### WHAT YOU ARE ASKED TO DO
Pick out each line below containing "screenshot".

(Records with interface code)
---

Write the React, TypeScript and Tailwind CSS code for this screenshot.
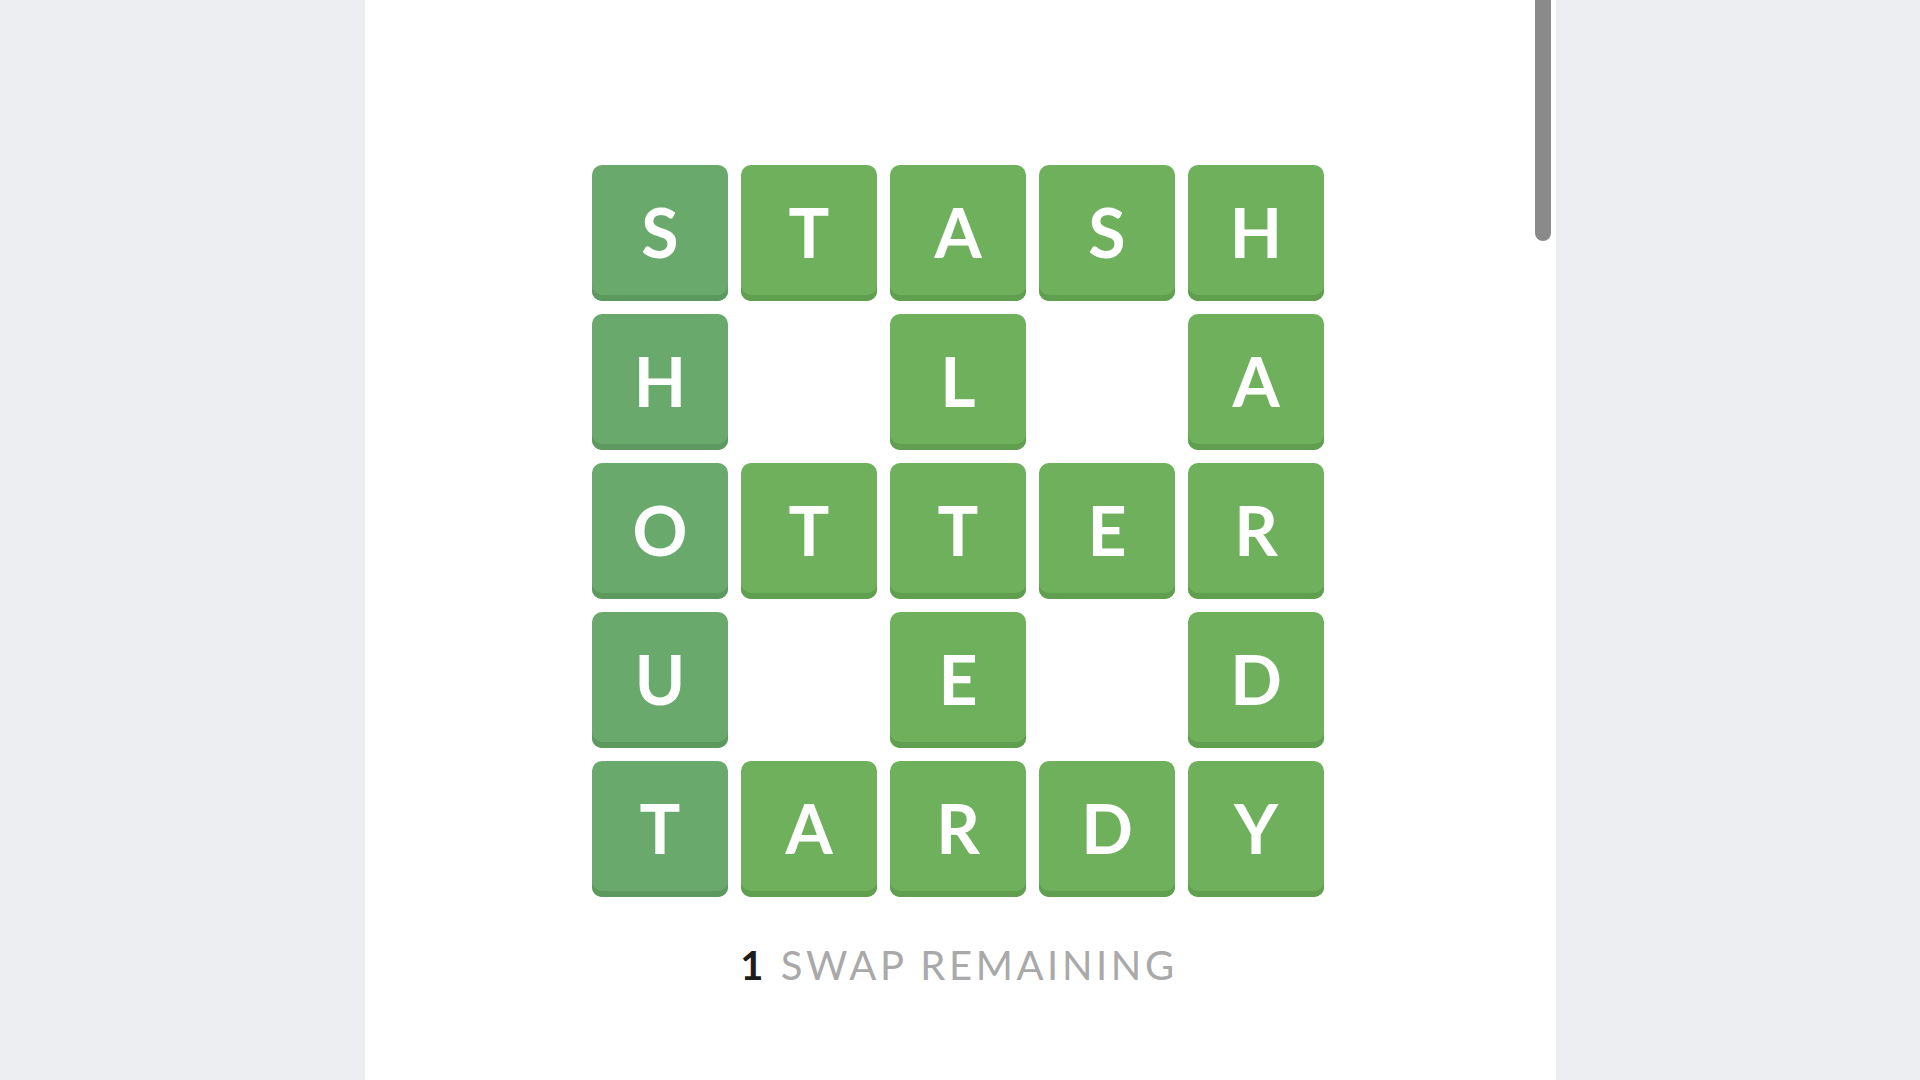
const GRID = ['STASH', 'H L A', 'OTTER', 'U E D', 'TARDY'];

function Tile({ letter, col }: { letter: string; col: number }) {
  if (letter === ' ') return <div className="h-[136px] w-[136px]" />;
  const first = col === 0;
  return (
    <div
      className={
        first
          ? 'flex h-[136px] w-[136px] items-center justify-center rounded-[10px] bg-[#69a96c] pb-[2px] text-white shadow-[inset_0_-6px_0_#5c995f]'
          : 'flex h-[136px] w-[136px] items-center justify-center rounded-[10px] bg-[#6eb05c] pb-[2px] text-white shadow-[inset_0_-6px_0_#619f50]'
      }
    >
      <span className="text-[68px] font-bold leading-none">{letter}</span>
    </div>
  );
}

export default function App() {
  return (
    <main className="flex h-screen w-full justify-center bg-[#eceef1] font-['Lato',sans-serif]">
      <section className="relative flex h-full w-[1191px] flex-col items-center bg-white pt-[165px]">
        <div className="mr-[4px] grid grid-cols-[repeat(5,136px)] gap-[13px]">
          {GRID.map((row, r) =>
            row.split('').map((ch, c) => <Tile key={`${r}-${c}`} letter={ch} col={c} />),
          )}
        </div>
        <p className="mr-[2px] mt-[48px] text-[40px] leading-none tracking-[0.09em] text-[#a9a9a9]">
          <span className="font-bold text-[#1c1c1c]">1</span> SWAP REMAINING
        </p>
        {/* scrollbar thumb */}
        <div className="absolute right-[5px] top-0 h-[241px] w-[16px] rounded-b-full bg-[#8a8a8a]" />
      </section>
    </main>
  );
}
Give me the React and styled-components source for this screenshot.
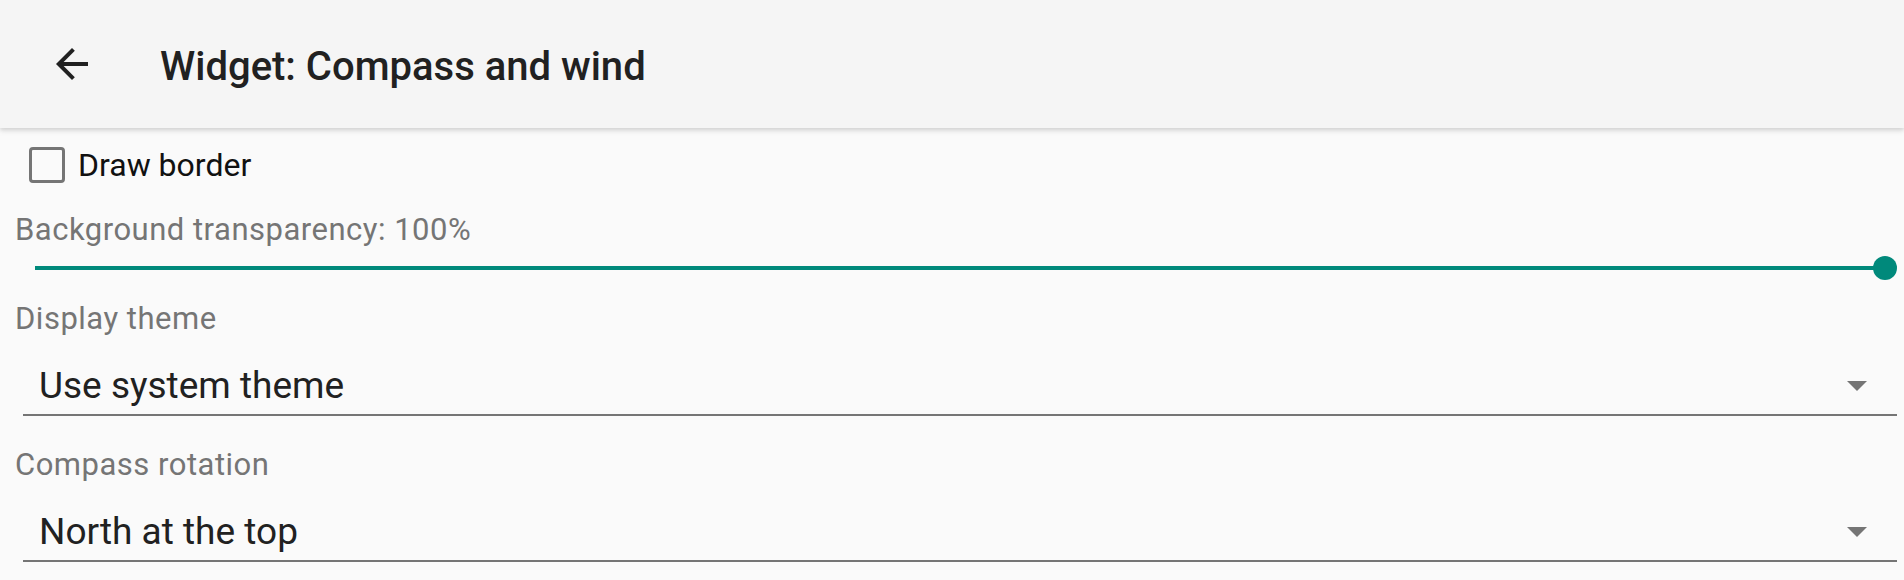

---

### RESPONSE
Write the React, TypeScript and Tailwind CSS code for this screenshot.
Give me the React and styled-components source for this screenshot.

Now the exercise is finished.